The Kenyan Supreme Court’s ruling that nullified the results of August’s presidential election was a watershed moment for the African continent. Kenya became the first African country to have its election results invalidated and a fresh election ordered by its highest court. Citing widespread “irregularities” in ballot counting, the unreliability of electronic voting machines and the absence of transparency at the Independent Electoral and Boundaries Commission, or IEBC, which oversaw the vote, the court declared that “[if] candidates do not respect the rule of law; if the average citizen, political parties and even candidates themselves do not perceive them as free and fair, elections can, and have led to instability.”

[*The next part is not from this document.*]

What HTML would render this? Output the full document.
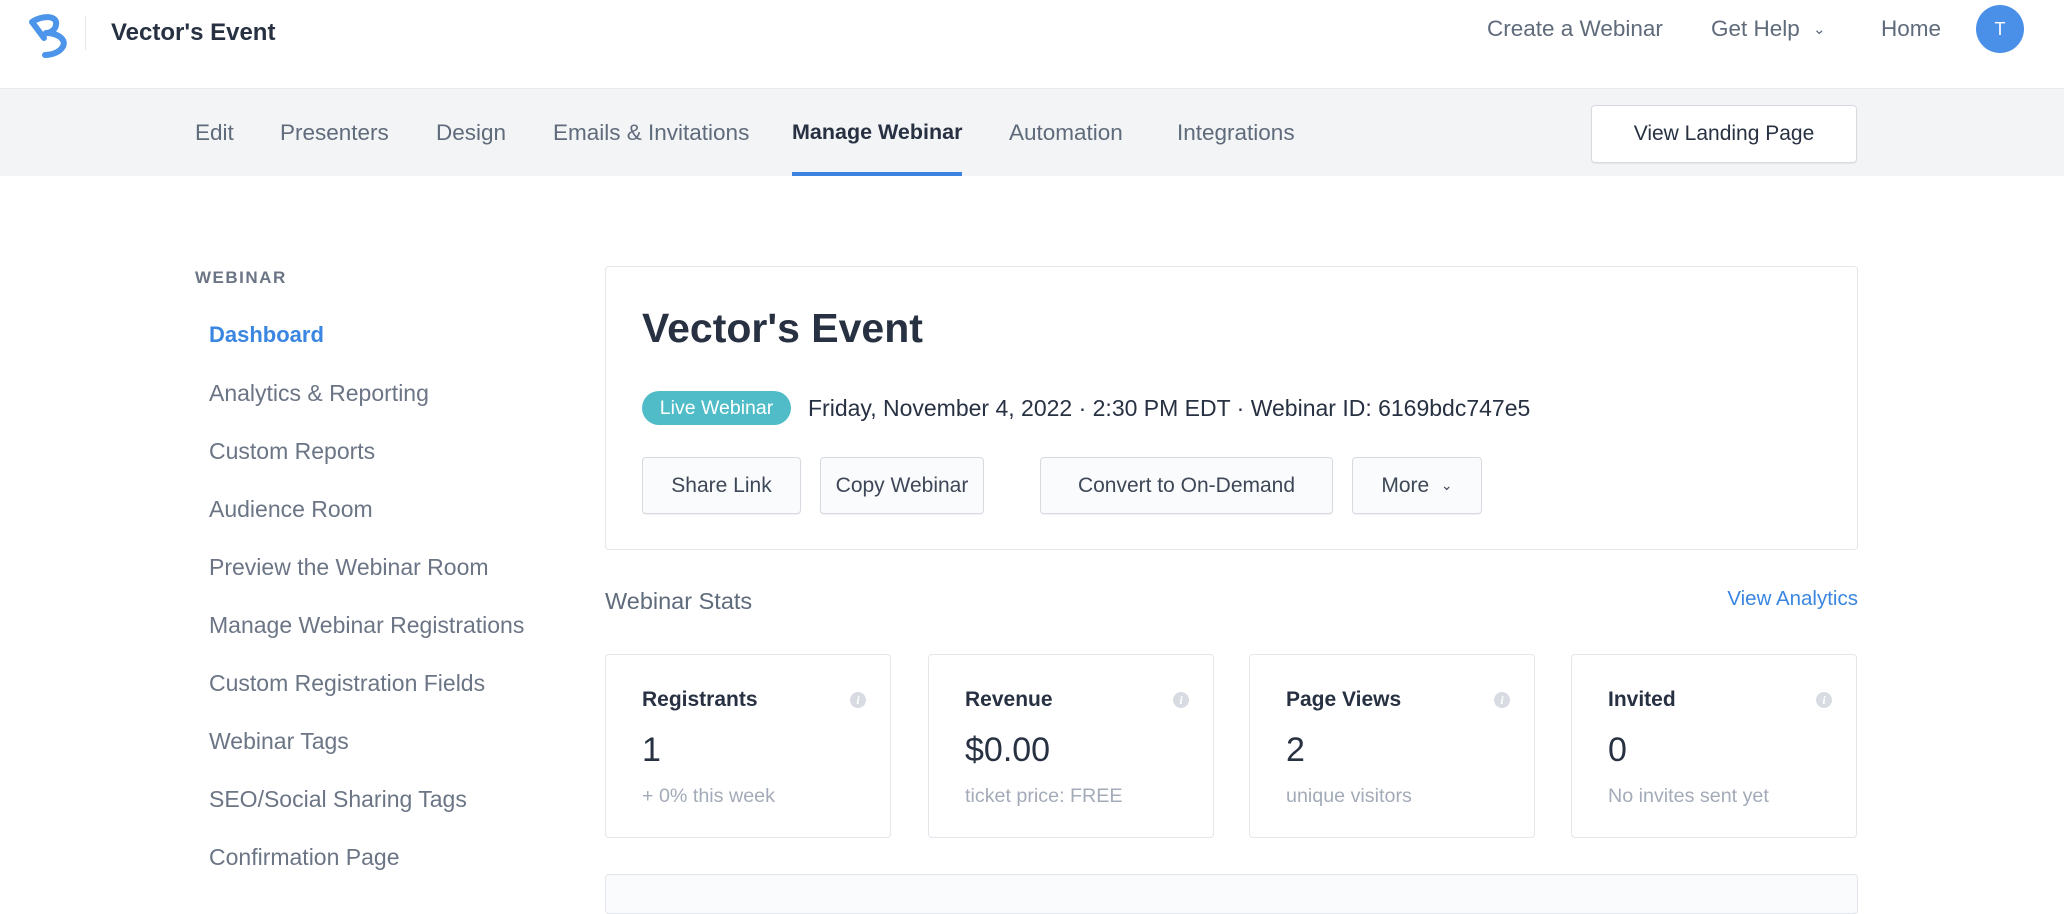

The technological challenges that seemingly doomed the election from the outset have been a subject of intense debate in recent weeks. But that debate has tended to ignore the lack of good governance and respect for democratic rights that prevail in Kenya—the larger context, in other words, that caused the election to fall well short of democratic standards in the first place. Understanding these issues and deriving the key lessons from Kenya’s latest democratic experiment are essential before the country’s election rerun, tentatively slated for Oct. 26.

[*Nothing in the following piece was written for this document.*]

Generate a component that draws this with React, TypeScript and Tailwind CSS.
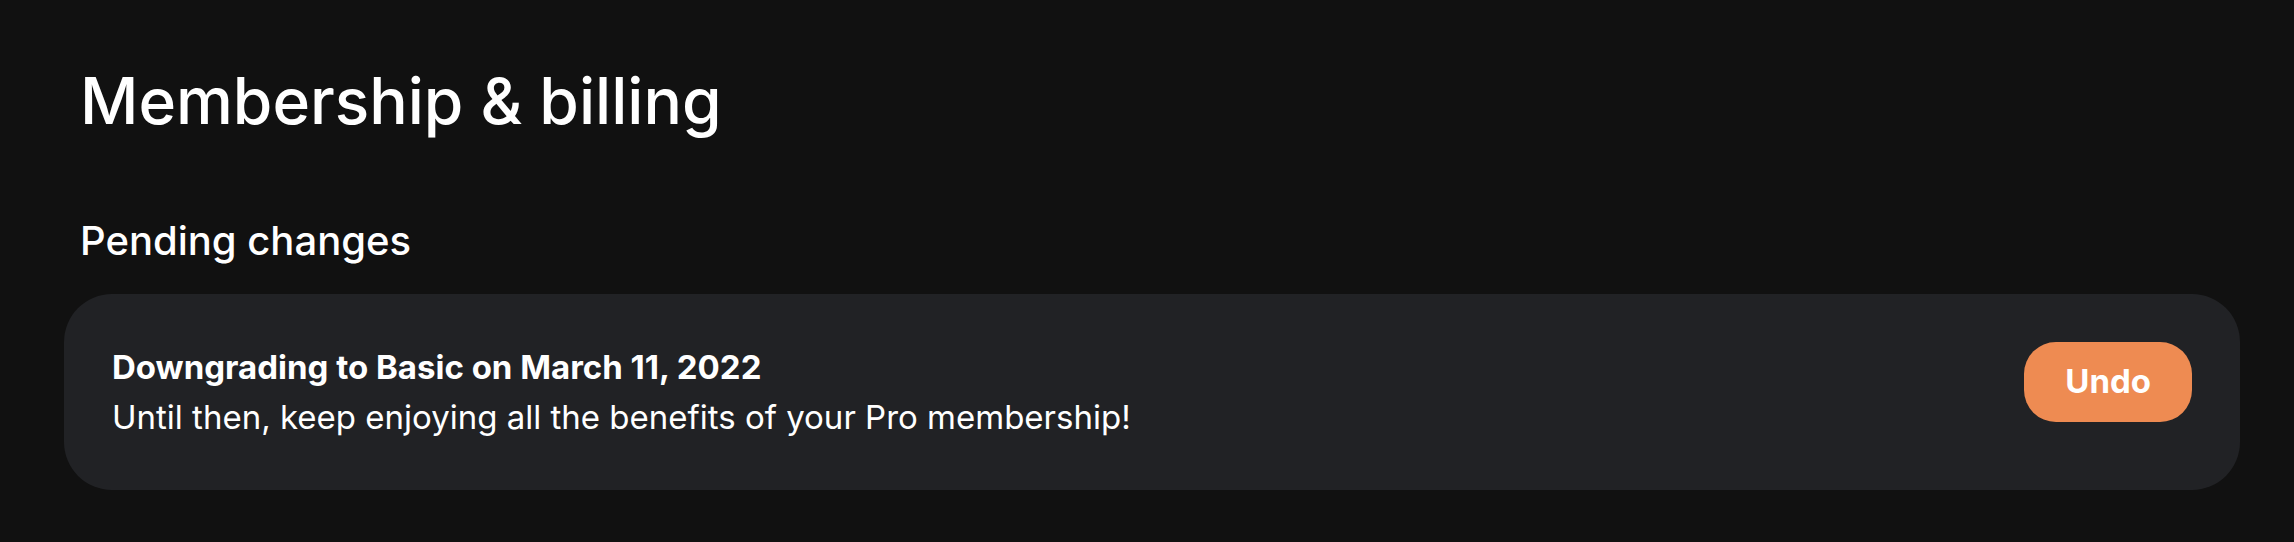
import React from "react";

const PendingChange = () => {
  return (
    <div className="flex items-start justify-between rounded-[48px] bg-[#212225] p-12">
      <div className="flex flex-col text-[33px] leading-[50px] text-white">
        <span className="font-bold">Downgrading to Basic on March 11, 2022</span>
        <span>Until then, keep enjoying all the benefits of your Pro membership!</span>
      </div>
      <button className="h-20 rounded-[32px] bg-[#ee8b52] px-[41px] text-[33px] font-bold text-white">
        Undo
      </button>
    </div>
  );
};

export default function App() {
  return (
    <div
      className="min-h-screen bg-[#111111] pl-16 pr-[54px] pt-[62px] text-white"
      style={{ fontFamily: "Inter, 'Noto Sans', sans-serif" }}
    >
      <h1 className="pl-4 text-[64px] font-medium leading-[77px]">Membership &amp; billing</h1>
      <h2 className="mt-[78px] pl-4 text-[40px] font-medium leading-[48px]">Pending changes</h2>
      <div className="mt-[29px]">
        <PendingChange />
      </div>
    </div>
  );
}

From a solely technological standpoint, it would appear that Kenyan officials either ignored correctable mistakes made in past elections, or were unconcerned with their consequences. To the government’s credit, and presumably in order to address past complications, a French-based company was contracted to verify and authenticate the voting process in August. However, the IEBC failed to follow simple instructions, prescribed by Kenyan law, to transparently transmit the election results from polling stations to the vote-tallying center. When the political opposition and civil society groups called the IEBC to account for the discrepancies, it outright refused to open itself up to scrutiny. According to the Supreme Court, the failure to ensure a verifiable transmission of results, and the refusal to be transparent about the process, “negated the will of Kenyan voters” and formed the crux of the court’s decision to annul the election.